Given exercise - Copy exactly the lines from the line containing "Clone this screenshot" to the line containing "const tabs = ['常规', '安全', '隐私', '内容', '连接', '程序'];", both lines included, and omit any pictures.

Material supplied -
## Begin
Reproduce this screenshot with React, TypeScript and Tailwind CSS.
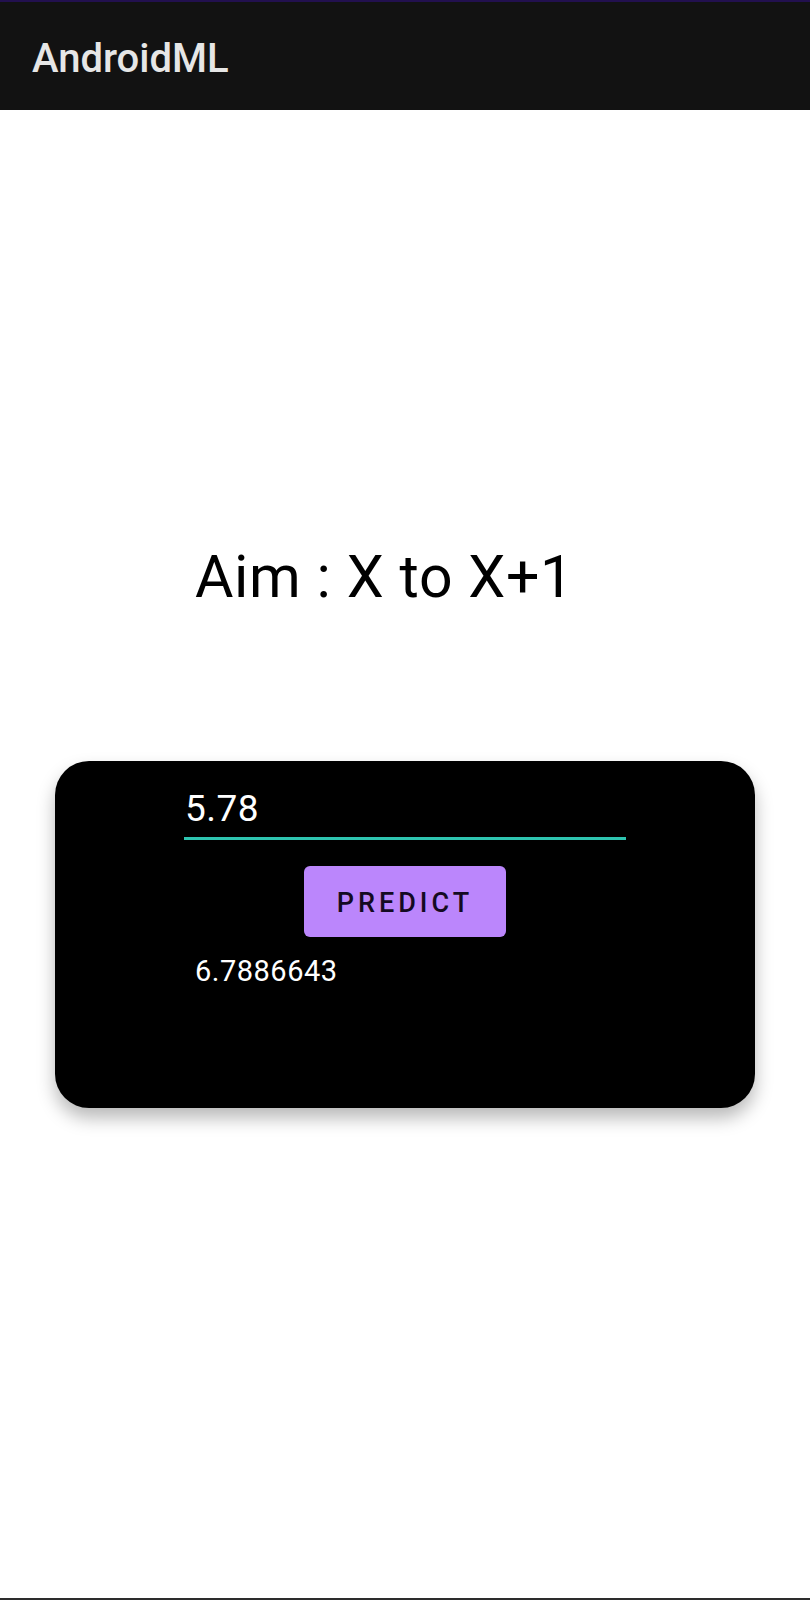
export default function App() {
  const font = { fontFamily: "Roboto, 'Noto Sans', sans-serif" };

  return (
    <div className="min-h-[1600px] w-[810px] flex flex-col bg-white" style={font}>
      <div className="h-[2px] bg-[#22104f]" />
      <div className="h-[108px] bg-[#121212] pl-[32px] pt-[37px]">
        <h1 className="text-[40px] leading-[40px] font-medium text-[#e6e6e6]">AndroidML</h1>
      </div>

      <p className="mt-[437px] pl-[195px] text-[59px] leading-[59px] tracking-[0.6px] text-black">Aim : X to X+1</p>

      <div className="mt-[155px] mx-[55px] h-[347px] rounded-[34px] bg-black shadow-[0_10px_18px_rgba(0,0,0,0.28)] flex flex-col">
        <div className="ml-[129px] w-[442px] pt-[29px]">
          <p className="pl-[1px] text-[37px] leading-[37px] tracking-[0.5px] text-white">5.78</p>
          <div className="mt-[10px] h-[3px] bg-[#2ec4b0]" />
        </div>

        <div className="mt-[26px] flex justify-center">
          <button className="w-[202px] h-[71px] pt-[4px] rounded-[6px] bg-[#bb86fc] text-[27px] font-medium tracking-[4px] text-[#140a22]">
            PREDICT
          </button>
        </div>

        <p className="mt-[20px] ml-[140px] text-[29px] leading-[29px] tracking-[0.5px] text-white">6.7886643</p>
      </div>

      <div className="mt-auto h-[2px] bg-[#2d2d2d]" />
    </div>
  );
}
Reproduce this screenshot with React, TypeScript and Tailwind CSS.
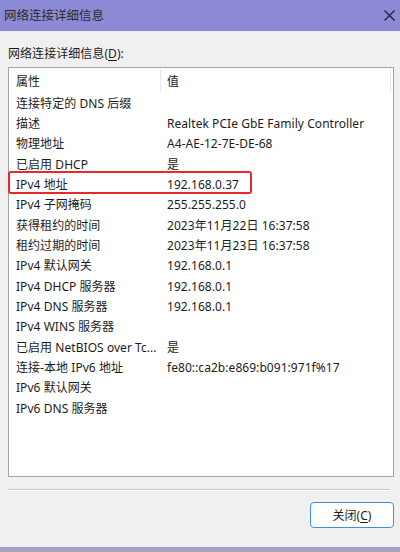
import React from "react";

const rows: [string, string][] = [
  ["连接特定的 DNS 后缀", ""],
  ["描述", "Realtek PCIe GbE Family Controller"],
  ["物理地址", "A4-AE-12-7E-DE-68"],
  ["已启用 DHCP", "是"],
  ["IPv4 地址", "192.168.0.37"],
  ["IPv4 子网掩码", "255.255.255.0"],
  ["获得租约的时间", "2023年11月22日 16:37:58"],
  ["租约过期的时间", "2023年11月23日 16:37:58"],
  ["IPv4 默认网关", "192.168.0.1"],
  ["IPv4 DHCP 服务器", "192.168.0.1"],
  ["IPv4 DNS 服务器", "192.168.0.1"],
  ["IPv4 WINS 服务器", ""],
  ["已启用 NetBIOS over Tc...", "是"],
  ["连接-本地 IPv6 地址", "fe80::ca2b:e869:b091:971f%17"],
  ["IPv6 默认网关", ""],
  ["IPv6 DNS 服务器", ""],
];

export default function App() {
  return (
    <div
      className="w-[400px] h-[552px] flex flex-col overflow-hidden text-[#1c1c1c]"
      style={{ fontFamily: '"Noto Sans", "Noto Sans CJK SC", sans-serif' }}
    >
      <div className="h-[31px] bg-[#8c8ad7] flex items-center justify-between pl-[4px] pr-[5px] pt-[2px] shrink-0">
        <span className="text-[12.5px] text-[#2a2a2a]">网络连接详细信息</span>
        <svg width="11" height="11" viewBox="0 0 11 11" className="-mt-[2px]">
          <path d="M0.5 0.5 L10.5 10.5 M10.5 0.5 L0.5 10.5" stroke="#1e1e2a" strokeWidth="1.2" />
        </svg>
      </div>
      <div className="h-[516px] bg-[#f0f0f0] flex flex-col pl-[8px] pt-[13px] shrink-0">
        <div className="h-[16px] leading-[16px] text-[12px] pt-[2px] tracking-[0.05px]">
          网络连接详细信息(<span className="underline underline-offset-2">D</span>):
        </div>
        <div className="mt-[7px] w-[386px] h-[410px] border border-[#a0a3a8] bg-white relative text-[12px] tracking-[0.05px]">
          <div className="h-[24px] flex items-center relative pt-[3px]">
            <div className="w-[152px] pl-[7px] h-full flex items-center border-r border-[#e5e5e5] -mt-[3px] pt-[3px]">属性</div>
            <div className="pl-[6px]">值</div>
            <div className="absolute right-[2px] top-0 h-full border-r border-[#e5e5e5]" />
          </div>
          {rows.map(([k, v], i) => (
            <div key={i} className="h-[20.35px] flex items-center whitespace-nowrap pt-[3px]">
              <div className="w-[152px] pl-[7px]">{k}</div>
              <div className="pl-[6px]">{v}</div>
            </div>
          ))}
          <div className="absolute left-[-1px] top-[103px] w-[244px] h-[23px] border-2 border-[#e8292c] rounded-[3px]" />
        </div>
        <div className="mt-[12px] w-[382px] h-[2px] border-t border-[#c9c9c9] border-b border-b-white" />
        <div className="mt-[11px] flex justify-end pr-[6px]">
          <button className="w-[84px] h-[26px] bg-white border border-[#3d8ee0] rounded-[4px] text-[12px] flex items-center justify-center pt-[2px]">
            关闭(<span className="underline underline-offset-2">C</span>)
          </button>
        </div>
      </div>
      <div className="h-[2px] bg-[#9a98e0] shrink-0" />
      <div className="h-[3px] bg-[#a7a7a7] shrink-0" />
    </div>
  );
}
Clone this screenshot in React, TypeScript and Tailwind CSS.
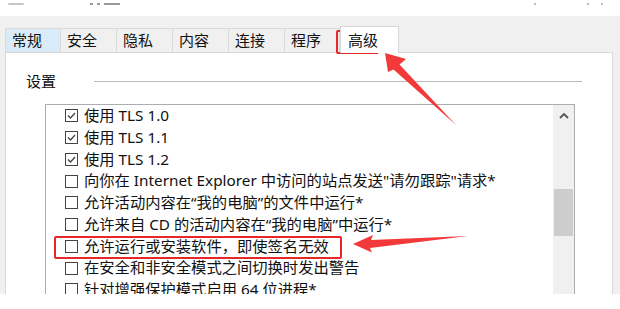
import React from 'react';

interface Option {
  label: string;
  checked: boolean;
}

const tabs = ['常规', '安全', '隐私', '内容', '连接', '程序'];

const options: Option[] = [
  { label: '使用 TLS 1.0', checked: true },
  { label: '使用 TLS 1.1', checked: true },
  { label: '使用 TLS 1.2', checked: true },
  { label: '向你在 Internet Explorer 中访问的站点发送"请勿跟踪"请求*', checked: false },
  { label: '允许活动内容在“我的电脑”的文件中运行*', checked: false },
  { label: '允许来自 CD 的活动内容在“我的电脑”中运行*', checked: false },
  { label: '允许运行或安装软件，即使签名无效', checked: false },
  { label: '在安全和非安全模式之间切换时发出警告', checked: false },
  { label: '针对增强保护模式启用 64 位进程*', checked: false },
];

function CheckBox({ checked }: { checked: boolean }) {
  return (
    <div className="w-[13px] h-[13px] shrink-0 border border-[#444] bg-white flex items-center justify-center">
      {checked && (
        <svg width="11" height="11" viewBox="0 0 11 11">
          <path d="M2 5.5 L4.5 8 L9 3" fill="none" stroke="#444" strokeWidth="1.3" />
        </svg>
      )}
    </div>
  );
}

function Arrows() {
  return (
    <svg className="absolute left-0 top-0 pointer-events-none" width="620" height="309" viewBox="0 0 620 309">
      {/* arrow to the 高级 tab */}
      <polygon
        points="385,53 406,59 399.5,64.5 456,125 393.5,69.5 388,72"
        fill="#f23a3a"
      />
      {/* arrow to the highlighted option */}
      <polygon
        points="353,244 373,235 371,240 468,236 370,248 372,252.5"
        fill="#f23a3a"
      />
    </svg>
  );
}

export default function App() {
  return (
    <div className="relative w-[620px] h-[309px] bg-white overflow-hidden font-['Noto_Sans','Noto_Sans_CJK_SC',sans-serif] text-[15px] text-[#111]">
      {/* leftover title bar */}
      <div className="h-[16px] flex items-start pt-[3px]">
        <div className="ml-[8px] w-[16px] h-[2px] rounded bg-[#c8c8c8]" />
        <div className="ml-[66px] w-[3px] h-[2px] bg-[#999]" />
        <div className="ml-[4px] w-[3px] h-[2px] bg-[#999]" />
        <div className="ml-[4px] w-[16px] h-[2px] bg-[#999]" />
        <div className="ml-[414px] w-[2px] h-[2px] bg-[#bbb]" />
        <div className="ml-[51px] w-[2px] h-[2px] bg-[#bbb]" />
        <div className="ml-[12px] w-[2px] h-[2px] bg-[#bbb]" />
      </div>

      <div className="h-[278px] bg-[#f0f0f0] pt-[10px] pl-[5px]">
        {/* tab strip */}
        <div className="flex items-end h-[26px]">
          {tabs.map((t, i) => (
            <div
              key={t}
              className={
                i === 0
                  ? 'h-[24px] w-[56px] pl-[6px] flex items-center leading-none bg-[#d9eaf8] border border-b-0 border-[#dadada]'
                  : i === tabs.length - 1
                  ? 'h-[24px] w-[55px] pl-[6px] flex items-center leading-none border-t border-r border-[#dadada]'
                  : 'h-[24px] w-[56px] pl-[6px] flex items-center leading-none border-t border-r border-[#dadada]'
              }
            >
              {t}
            </div>
          ))}
          <div className="relative z-10 -mb-px h-[27px] w-[59px] pl-[7px] flex items-center leading-none bg-white border border-b-0 border-[#d9d9d9]">
            高级
          </div>
        </div>

        {/* tab page */}
        <div className="w-[608px] h-[242px] bg-white border border-b-0 border-[#d9d9d9] overflow-hidden">
          <div className="mt-[19px] h-[18px] flex items-center">
            <span className="ml-[20px] leading-none">设置</span>
            <div className="ml-[38px] w-[488px] border-t border-[#b9b9b9]" />
          </div>

          <div className="mt-[14px] ml-[39px] w-[530px] h-[220px] border border-b-0 border-[#abadb3] flex">
            <div className="flex-1 text-[15.3px]">
              {options.map((o) => (
                <div key={o.label} className="h-[21.75px] pl-[19px] flex items-center gap-[6px] whitespace-nowrap leading-none">
                  <CheckBox checked={o.checked} />
                  <span>{o.label}</span>
                </div>
              ))}
            </div>
            <div className="w-[21px] bg-[#f0f0f0] flex flex-col items-center">
              <div className="h-[21px] w-full flex items-center justify-center">
                <svg width="10" height="6" viewBox="0 0 10 6">
                  <path d="M1 5 L5 1 L9 5" fill="none" stroke="#555" strokeWidth="1.8" />
                </svg>
              </div>
              <div className="mt-[63px] w-[19px] h-[47px] bg-[#cdcdcd]" />
            </div>
          </div>
        </div>
      </div>

      {/* annotations */}
      <div className="absolute left-[336px] top-[30px] w-[43px] h-[24px] border-[2.5px] border-[#e62828] rounded-[2px]" />
      <div className="absolute left-[54px] top-[236px] w-[288px] h-[23px] border-[2.5px] border-[#e62828] rounded-[2px]" />
      <Arrows />
    </div>
  );
}
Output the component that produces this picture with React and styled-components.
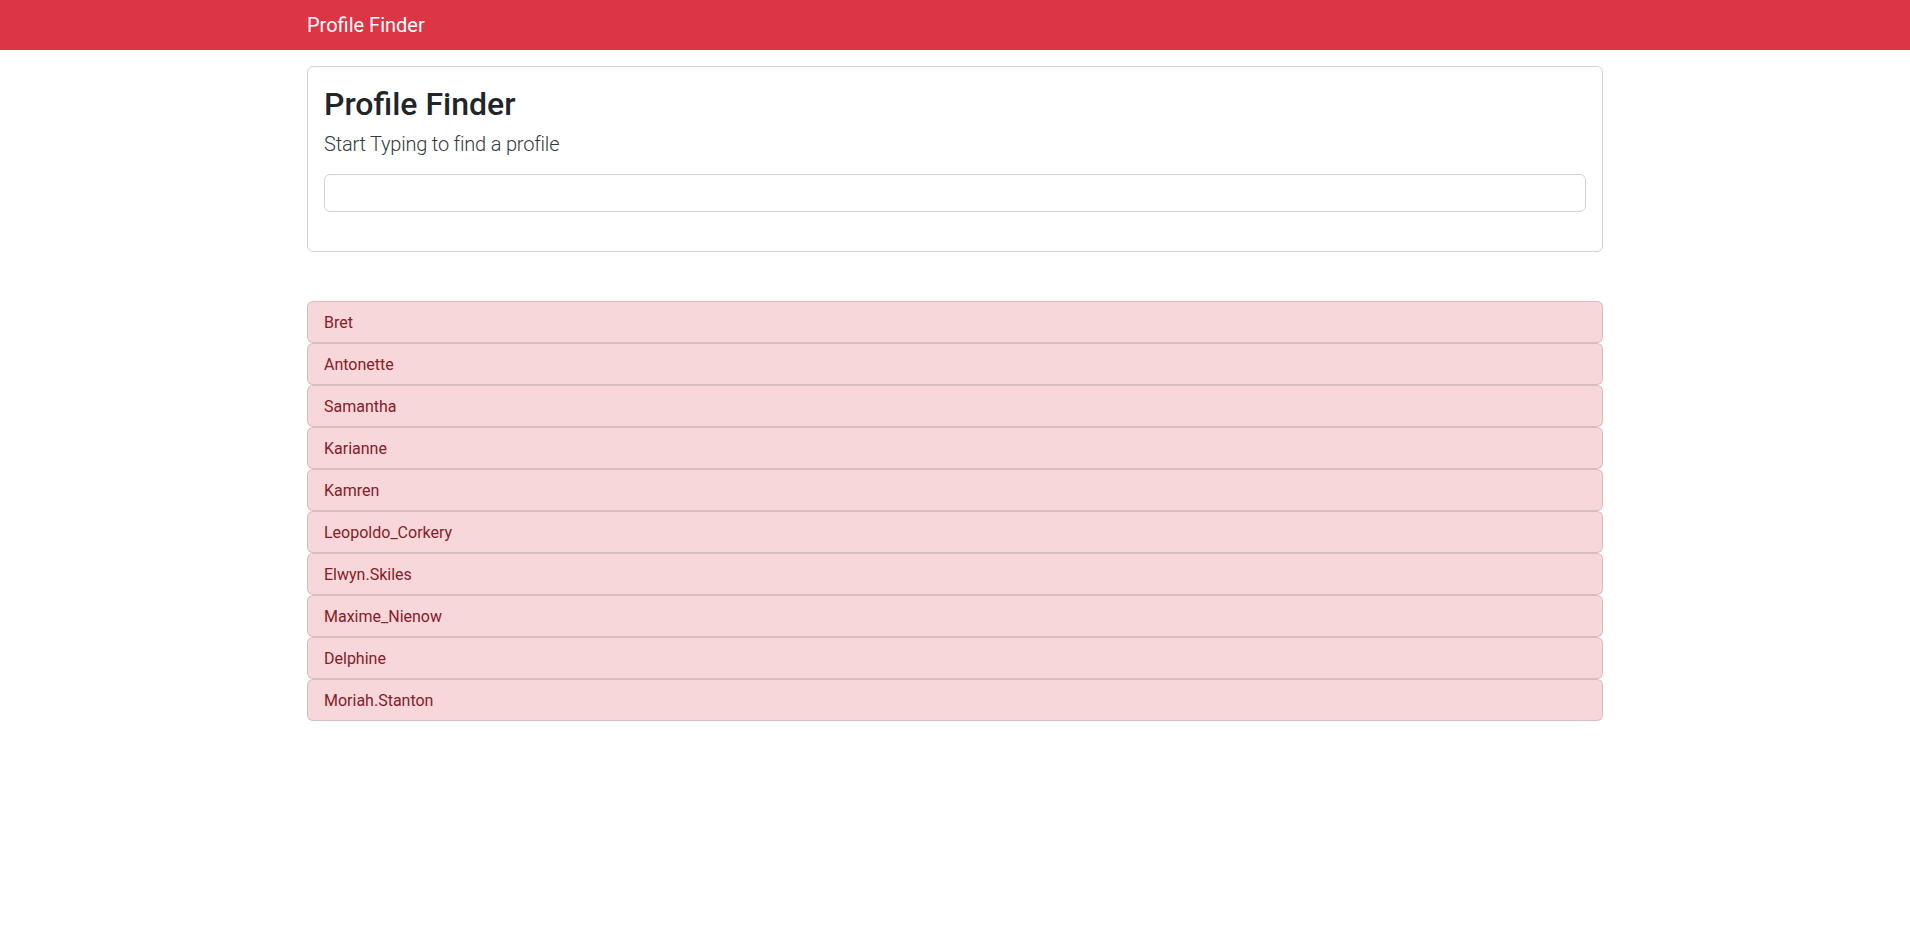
## End
Answer to this task -
Clone this screenshot in React, TypeScript and Tailwind CSS.
import React from 'react';

interface Option {
  label: string;
  checked: boolean;
}

const tabs = ['常规', '安全', '隐私', '内容', '连接', '程序'];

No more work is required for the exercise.